__What you have to do__:
Sift the material for lines containing "that", and return them.

>> Begin

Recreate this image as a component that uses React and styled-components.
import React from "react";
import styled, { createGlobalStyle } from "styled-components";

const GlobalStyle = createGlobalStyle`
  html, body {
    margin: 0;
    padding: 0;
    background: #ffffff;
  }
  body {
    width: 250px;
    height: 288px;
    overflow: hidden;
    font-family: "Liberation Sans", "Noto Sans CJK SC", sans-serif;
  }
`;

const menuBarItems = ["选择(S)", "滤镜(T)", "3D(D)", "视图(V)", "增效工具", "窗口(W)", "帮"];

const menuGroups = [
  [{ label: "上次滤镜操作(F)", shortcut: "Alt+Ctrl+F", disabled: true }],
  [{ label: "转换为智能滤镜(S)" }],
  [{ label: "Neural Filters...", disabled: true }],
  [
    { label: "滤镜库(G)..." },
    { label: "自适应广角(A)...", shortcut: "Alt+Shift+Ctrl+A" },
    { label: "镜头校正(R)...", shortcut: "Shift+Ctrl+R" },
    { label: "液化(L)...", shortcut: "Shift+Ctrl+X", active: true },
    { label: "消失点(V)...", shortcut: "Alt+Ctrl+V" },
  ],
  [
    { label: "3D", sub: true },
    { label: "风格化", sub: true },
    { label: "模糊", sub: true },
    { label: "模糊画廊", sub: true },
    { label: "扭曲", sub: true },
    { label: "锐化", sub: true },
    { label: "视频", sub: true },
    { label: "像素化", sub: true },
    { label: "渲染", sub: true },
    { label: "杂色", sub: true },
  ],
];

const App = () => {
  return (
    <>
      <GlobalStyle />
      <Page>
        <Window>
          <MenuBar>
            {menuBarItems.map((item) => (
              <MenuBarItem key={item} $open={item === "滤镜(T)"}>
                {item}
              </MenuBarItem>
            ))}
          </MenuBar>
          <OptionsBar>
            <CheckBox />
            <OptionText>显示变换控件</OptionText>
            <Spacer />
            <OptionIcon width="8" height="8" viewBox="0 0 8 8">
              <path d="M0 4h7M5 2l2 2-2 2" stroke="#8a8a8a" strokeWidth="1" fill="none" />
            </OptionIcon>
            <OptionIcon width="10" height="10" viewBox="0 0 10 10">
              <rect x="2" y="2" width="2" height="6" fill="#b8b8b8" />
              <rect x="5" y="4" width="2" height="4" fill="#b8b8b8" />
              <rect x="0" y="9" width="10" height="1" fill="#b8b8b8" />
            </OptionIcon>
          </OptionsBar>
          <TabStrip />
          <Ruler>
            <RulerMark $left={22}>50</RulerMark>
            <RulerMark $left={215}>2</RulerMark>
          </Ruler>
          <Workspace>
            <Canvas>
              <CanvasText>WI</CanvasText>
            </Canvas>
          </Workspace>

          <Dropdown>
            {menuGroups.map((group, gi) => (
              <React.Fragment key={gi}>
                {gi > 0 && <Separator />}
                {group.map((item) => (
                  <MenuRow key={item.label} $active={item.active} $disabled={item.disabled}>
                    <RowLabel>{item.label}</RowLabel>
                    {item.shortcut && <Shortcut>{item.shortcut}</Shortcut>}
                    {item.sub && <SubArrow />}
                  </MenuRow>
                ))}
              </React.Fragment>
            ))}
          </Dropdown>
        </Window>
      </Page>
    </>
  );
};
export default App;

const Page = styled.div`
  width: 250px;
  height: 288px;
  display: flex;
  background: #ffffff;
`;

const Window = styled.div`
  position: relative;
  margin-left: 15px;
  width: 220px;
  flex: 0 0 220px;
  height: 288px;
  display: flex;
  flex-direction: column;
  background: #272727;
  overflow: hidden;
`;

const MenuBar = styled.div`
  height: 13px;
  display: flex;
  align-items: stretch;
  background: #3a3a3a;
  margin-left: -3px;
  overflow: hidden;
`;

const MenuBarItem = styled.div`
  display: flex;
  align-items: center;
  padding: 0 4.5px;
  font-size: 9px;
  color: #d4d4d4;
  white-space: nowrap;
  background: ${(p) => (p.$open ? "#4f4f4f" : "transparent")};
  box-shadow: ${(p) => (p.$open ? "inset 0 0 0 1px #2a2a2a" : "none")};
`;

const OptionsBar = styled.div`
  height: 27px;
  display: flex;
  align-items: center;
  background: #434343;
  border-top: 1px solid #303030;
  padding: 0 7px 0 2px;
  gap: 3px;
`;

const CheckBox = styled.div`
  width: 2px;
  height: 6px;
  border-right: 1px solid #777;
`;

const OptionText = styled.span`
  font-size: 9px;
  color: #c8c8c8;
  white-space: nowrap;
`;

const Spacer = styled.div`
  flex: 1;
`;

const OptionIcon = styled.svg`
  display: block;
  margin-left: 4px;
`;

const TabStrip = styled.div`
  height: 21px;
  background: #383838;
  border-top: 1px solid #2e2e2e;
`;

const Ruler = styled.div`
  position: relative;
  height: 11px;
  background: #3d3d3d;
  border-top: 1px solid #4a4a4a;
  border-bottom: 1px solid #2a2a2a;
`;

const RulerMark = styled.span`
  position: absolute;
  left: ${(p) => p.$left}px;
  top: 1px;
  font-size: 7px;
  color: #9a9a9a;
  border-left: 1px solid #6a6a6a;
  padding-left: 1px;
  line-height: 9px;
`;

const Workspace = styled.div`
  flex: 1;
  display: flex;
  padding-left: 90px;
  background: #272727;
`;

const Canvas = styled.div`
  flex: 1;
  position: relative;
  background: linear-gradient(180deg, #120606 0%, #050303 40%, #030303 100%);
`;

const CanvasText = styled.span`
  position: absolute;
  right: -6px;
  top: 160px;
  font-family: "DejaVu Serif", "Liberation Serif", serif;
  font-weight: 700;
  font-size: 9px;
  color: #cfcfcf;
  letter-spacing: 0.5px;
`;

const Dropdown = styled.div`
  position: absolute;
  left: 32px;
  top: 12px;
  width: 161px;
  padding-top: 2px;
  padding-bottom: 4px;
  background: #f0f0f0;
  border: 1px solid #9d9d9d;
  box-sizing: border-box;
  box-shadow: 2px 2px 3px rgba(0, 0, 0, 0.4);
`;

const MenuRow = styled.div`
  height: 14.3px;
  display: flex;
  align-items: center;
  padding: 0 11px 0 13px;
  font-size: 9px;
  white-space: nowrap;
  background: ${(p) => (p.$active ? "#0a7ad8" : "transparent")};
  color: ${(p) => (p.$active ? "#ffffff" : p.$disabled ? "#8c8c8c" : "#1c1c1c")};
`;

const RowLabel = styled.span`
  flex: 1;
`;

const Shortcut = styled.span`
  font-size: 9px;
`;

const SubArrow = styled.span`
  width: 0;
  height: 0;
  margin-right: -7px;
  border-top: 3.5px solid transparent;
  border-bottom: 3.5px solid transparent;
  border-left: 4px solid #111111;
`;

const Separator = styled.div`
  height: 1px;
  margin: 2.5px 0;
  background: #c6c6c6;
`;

>> End
>> Begin

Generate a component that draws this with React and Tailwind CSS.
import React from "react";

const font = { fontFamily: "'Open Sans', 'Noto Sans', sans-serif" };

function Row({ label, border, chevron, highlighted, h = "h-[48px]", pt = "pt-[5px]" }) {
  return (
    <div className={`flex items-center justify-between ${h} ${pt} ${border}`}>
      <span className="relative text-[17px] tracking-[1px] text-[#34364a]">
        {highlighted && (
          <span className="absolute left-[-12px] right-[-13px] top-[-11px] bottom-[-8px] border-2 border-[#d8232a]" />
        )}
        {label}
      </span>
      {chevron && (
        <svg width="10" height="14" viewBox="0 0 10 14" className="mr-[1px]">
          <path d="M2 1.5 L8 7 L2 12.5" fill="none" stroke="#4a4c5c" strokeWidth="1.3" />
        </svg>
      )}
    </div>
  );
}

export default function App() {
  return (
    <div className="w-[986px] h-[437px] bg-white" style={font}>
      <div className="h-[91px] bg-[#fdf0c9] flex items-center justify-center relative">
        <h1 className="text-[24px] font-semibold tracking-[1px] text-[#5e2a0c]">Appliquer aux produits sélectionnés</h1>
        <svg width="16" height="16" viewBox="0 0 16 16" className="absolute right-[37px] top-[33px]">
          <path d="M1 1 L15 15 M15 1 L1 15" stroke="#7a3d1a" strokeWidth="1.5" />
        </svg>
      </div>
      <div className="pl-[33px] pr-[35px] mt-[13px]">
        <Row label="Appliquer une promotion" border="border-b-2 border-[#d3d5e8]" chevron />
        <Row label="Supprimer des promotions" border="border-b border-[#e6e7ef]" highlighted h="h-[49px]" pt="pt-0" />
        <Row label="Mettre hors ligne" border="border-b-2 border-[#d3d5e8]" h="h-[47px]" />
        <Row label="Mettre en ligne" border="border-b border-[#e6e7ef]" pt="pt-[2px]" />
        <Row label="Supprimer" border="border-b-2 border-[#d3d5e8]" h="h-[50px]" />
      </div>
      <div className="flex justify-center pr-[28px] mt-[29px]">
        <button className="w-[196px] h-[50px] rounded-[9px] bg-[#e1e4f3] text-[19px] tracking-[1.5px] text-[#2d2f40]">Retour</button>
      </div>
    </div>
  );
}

>> End

__The result__:
Recreate this image as a component that uses React and styled-components.
Generate a component that draws this with React and Tailwind CSS.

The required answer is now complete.